There’s also a nihilism to the way these uninhabited islands become blank slates upon which civilization can start again; an acknowledgment that something’s gone wrong along the way, and we’re in need of a do-over. In the bleakest of cases, the Lords Of The Flies and the Edens, the castaways rapidly shine a dire light on humanity. But even in the less extreme examples, these movies reveal a social pessimism. The detente between the American and Japanese soldiers doesn’t hold in Hell In The Pacific. The class system reasserts itself in The Admirable Crichton. Crusoe just can’t manage to see Friday as an equal in Man Friday.
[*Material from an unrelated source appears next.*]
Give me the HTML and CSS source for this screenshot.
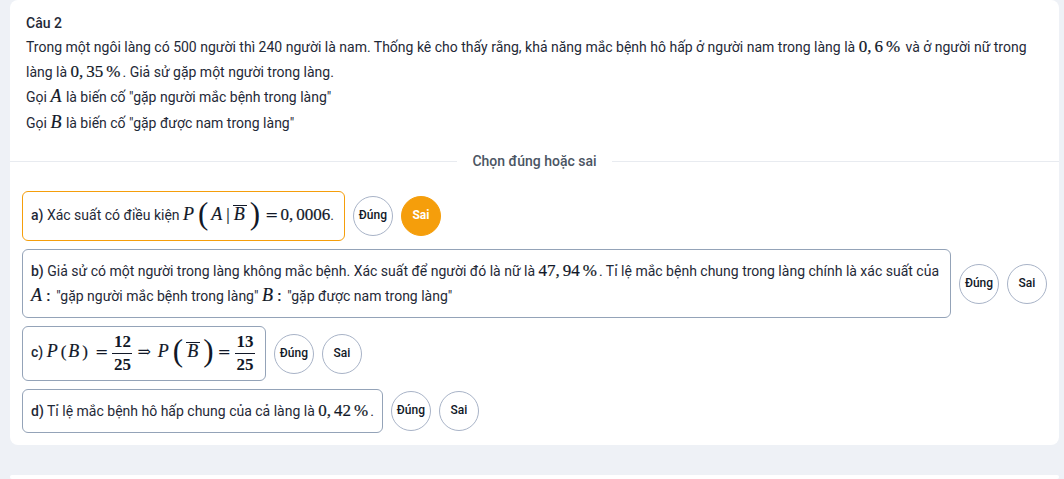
FILE: index.html
```html
<!DOCTYPE html>
<html lang="vi">

<head>
    <meta charset="UTF-8">
    <meta name="viewport" content="width=device-width, initial-scale=1.0">
    <title>Câu 2</title>
    <link rel="stylesheet" href="styles.css">
</head>

<body>
    <section class="card">
        <div class="question">
            <div class="q_title">Câu 2</div>
            <div>Trong một ngôi làng có 500 người thì 240 người là nam. Thống kê cho thấy rằng, khả năng mắc bệnh hô hấp ở người nam trong làng là <span class="math">0<span class="comma">,</span>6<span class="pct">%</span></span> và ở người nữ trong làng là <span class="math">0<span class="comma">,</span>35<span class="pct">%</span></span>. Giả sử gặp một người trong làng.</div>
            <div>Gọi <span class="math"><i>A</i></span> là biến cố "gặp người mắc bệnh trong làng"</div>
            <div>Gọi <span class="math"><i>B</i></span> là biến cố "gặp được nam trong làng"</div>
        </div>

        <div class="divider"><span>Chọn đúng hoặc sai</span></div>

        <div class="options">
            <div class="row">
                <div class="box box_active">
                    <b>a)</b> Xác suất có điều kiện <span class="math"><i>P</i><span class="paren paren_l">(</span><i>A</i><span class="bar">|</span><span class="over"><i>B</i></span><span class="paren paren_r">)</span><span class="rel rel_tight">=</span>0<span class="comma">,</span>0006</span>.
                </div>
                <div class="btn">Đúng</div>
                <div class="btn btn_on">Sai</div>
            </div>
            <div class="row">
                <div class="box">
                    <b>b)</b> Giả sử có một người trong làng không mắc bệnh. Xác suất để người đó là nữ là <span class="math">47<span class="comma">,</span>94<span class="pct">%</span></span>. Tỉ lệ mắc bệnh chung trong làng chính là xác suất của <span class="math"><i>A</i><span class="colon">:</span></span> "gặp người mắc bệnh trong làng" <span class="math"><i>B</i><span class="colon">:</span></span> "gặp được nam trong làng"
                </div>
                <div class="btn">Đúng</div>
                <div class="btn">Sai</div>
            </div>
            <div class="row">
                <div class="box box_frac">
                    <b>c)</b> <span class="math"><i>P</i><span class="small_p">(</span><i>B</i><span class="small_p">)</span><span class="rel rel_first">=</span><span class="frac frac_first"><span class="num">12</span><span>25</span></span><span class="rel rel_arrow">⇒</span><i>P</i><span class="paren paren_l">(</span><span class="over"><i>B</i></span><span class="paren paren_r">)</span><span class="rel">=</span><span class="frac frac_last"><span class="num">13</span><span>25</span></span></span>
                </div>
                <div class="btn">Đúng</div>
                <div class="btn">Sai</div>
            </div>
            <div class="row">
                <div class="box">
                    <b>d)</b> Tỉ lệ mắc bệnh hô hấp chung của cả làng là <span class="math">0<span class="comma">,</span>42<span class="pct">%</span></span>.
                </div>
                <div class="btn">Đúng</div>
                <div class="btn">Sai</div>
            </div>
        </div>
    </section>
    <section class="card card_next"></section>
</body>

</html>
```

FILE: styles.css
```css
* {
    margin: 0;
    padding: 0;
    box-sizing: border-box;
}

html,
body {
    height: 479px;
    overflow: hidden;
}

body {
    background-color: #eef1f6;
    font-family: Roboto, "Noto Sans", sans-serif;
    font-size: 14px;
    line-height: 1.8;
    color: #1f2937;
    padding: 0 5px 0 10px;
}

.card {
    background-color: #fff;
    border-radius: 8px;
    padding-bottom: 12px;
}

.card_next {
    margin-top: 30px;
    height: 4px;
    padding: 0;
}

.question {
    padding: 11px 16px 0;
}

.q_title {
    font-weight: 500;
    line-height: 24px;
}

.math {
    font-family: "Liberation Serif", serif;
    font-size: 17px;
    font-weight: 400;
    line-height: 1;
    color: #111827;
    -webkit-text-stroke: 0.2px #111827;
}

.math i {
    font-size: 18px;
    padding: 0 1px 0 0;
}

.comma {
    margin-right: 3px;
}

.pct {
    margin: 0 2px 0 3px;
}

.colon {
    margin: 0 2px 0 3px;
}

.rel {
    margin: 0 3px 0 2px;
    font-family: "DejaVu Serif", serif;
    font-size: 16px;
    line-height: 0;
    -webkit-text-stroke: 0;
}

.rel_tight {
    margin: 0 2px 0 3px;
}

.rel_first {
    margin-left: 5px;
}

.rel_arrow {
    margin-right: 7px;
}

.paren {
    display: inline-block;
    font-size: 31px;
    font-weight: 400;
    line-height: 0;
    vertical-align: -4px;
    -webkit-text-stroke: 0;
}

.paren_l {
    margin: 0 3px 0 3px;
}

.paren_r {
    margin: 0 2px 0 3px;
}

.small_p {
    margin: 0 2px;
}

.bar {
    margin: 0 3px 0 3px;
    font-weight: 400;
}

.over {
    display: inline-block;
    border-top: 1px solid #111827;
    line-height: 17px;
    padding: 0 1px;
}

.frac {
    display: inline-flex;
    flex-direction: column;
    align-items: center;
    vertical-align: middle;
    margin: 0 1px;
    font-weight: 700;
    line-height: 22px;
    -webkit-text-stroke: 0;
}

.frac_first {
    margin-right: 3px;
}

.frac_last {
    margin-right: 2px;
}

.num {
    border-bottom: 1px solid #111827;
    width: 20px;
    text-align: center;
}

.divider {
    display: flex;
    align-items: center;
    margin-top: 13px;
    color: #4b5563;
    font-weight: 500;
}

.divider::before,
.divider::after {
    content: "";
    flex: 1;
    border-top: 1px solid #e8ebf0;
}

.divider span {
    padding: 0 15px;
}

.options {
    display: flex;
    flex-direction: column;
    gap: 8px;
    margin-top: 17px;
    padding: 0 12px;
}

.row {
    display: flex;
    align-items: center;
    gap: 8px;
}

.box {
    flex: 0 1 auto;
    border: 1px solid #94a3b8;
    border-radius: 6px;
    padding: 8.5px 8px 8px;
}

.box b {
    font-weight: 500;
}

.box_active {
    border-color: #f59e0b;
    padding: 11px 10px 12px 8px;
}

.box_frac {
    padding-top: 4px;
    padding-bottom: 4px;
}

.btn {
    flex: none;
    width: 40px;
    height: 40px;
    border: 1px solid #a8b3c7;
    border-radius: 50%;
    display: flex;
    align-items: center;
    justify-content: center;
    font-size: 12px;
    font-weight: 500;
    color: #111827;
}

.btn_on {
    background-color: #f59e0b;
    border-color: #f59e0b;
    color: #fff;
    font-weight: 700;
}
```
Yet there’s a more generous reading of what these films tell us about ourselves: People need people. Although after years on the island, Chuck has become a survival expert in Cast Away, with no one to talk to but Wilson, he doesn’t think his life isn’t worth living. In the 1949 Blue Lagoon and both The Swiss Family Robinsons, despite enviable set-ups, sons are set back into the world to give future generations the chance of a more fulfilling life. You can make the best of a desert island, perhaps even for years, but the siren song of the mainland is hard to resist.
It’s these factors that have made desert island movies a consistent cinematic presence despite shifting social tides—they let us live out our self-sufficient dreams of getting away from it all, while ultimately making our home lives look pretty appealing.